There's a perfect illustration of the phenomenon in the flurry of argument, rationalisation and denial that has surfaced in response to our survey of British Jews' attitudes to Israel (conducted in association with City University and Ipsos Mori, and funded by Yachad).
Interestingly, no one has questioned our data showing that 90-95 per cent of British Jews are strongly attached to Israel. Nor have we been accused of bias in finding that 70 per cent believe that the Palestinians must recognise Israel as a Jewish state, or that 63 per cent agree that "peace negotiations are pointless" while there's incitement against Israel in Palestinian schools.
Yet there have been vociferous criticisms of our findings that 75 per cent of the very same sample regard settlement expansion as "a major obstacle to peace", that 68 per cent feel "a sense of despair" when further expansion is approved and that a majority (47 per cent to 32 per cent) consider that "Israel is constantly creating obstacles to avoid engaging in the peace process".
For those who believe that Israel is entirely on the right track and that no loyal Jew could think otherwise, findings which are critical of Israel's policies are apparently very troubling; debunking them therefore becomes essential to reducing the cognitive dissonance and preserving one's core beliefs.
Take Geoffrey Alderman's assertion in the JC on November 27 that we asked "loaded" questions to achieve the results we wanted - in effect that we rigged the survey.
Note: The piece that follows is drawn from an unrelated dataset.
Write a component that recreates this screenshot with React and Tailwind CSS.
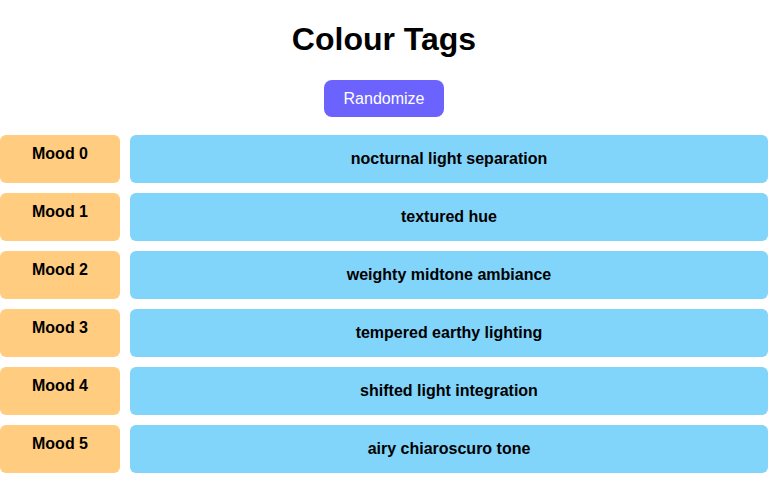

A loaded question is one that requires you to accept a contentious premise as part of the answer. "Have you stopped beating your wife?" is the classic example. There were no such questions in the survey. All of them used the format: "To what extent do you agree or disagree with…" And as anyone who has read the report will know, the statements covered the complete political spectrum, exactly balancing the number of left- and right-leaning viewpoints.
Equally absurd are the claims, again echoed by Alderman, that our findings are undermined by a JC Survation poll showing that 67 per cent supported Israel's prime minister Benjamin Netanyahu. In fact the JC poll showed that only 31 per cent actively supported him; 54 per cent said they didn't know or wouldn't vote if they had the opportunity and 15 per cent backed other leaders.
The Survation poll did not ask questions about British-Jewish attitudes to Israeli policy so its findings are not comparable. And in any case, the sample was not weighted for three of the key variables known to be linked to attitudes to Israel (religiosity, politics, education). Our sample was, making it more representative.
As British Jews and social researchers, we undertook to conduct the research to provide our community with hard information on what British Jews think on matters such as settlements, Palestinian rights and the search for peace. As a community, we cannot rely on what some of us think in our hearts must be the case. We need rigorous evidence on which to base the policies of our communal institutions. And we need to give the evidence a fair hearing - even when it points in directions some may not like.
Cognitive dissonance may allow us to kid ourselves for a while, but robust evidence has a habit of leaking out. Read the report and decide for yourself.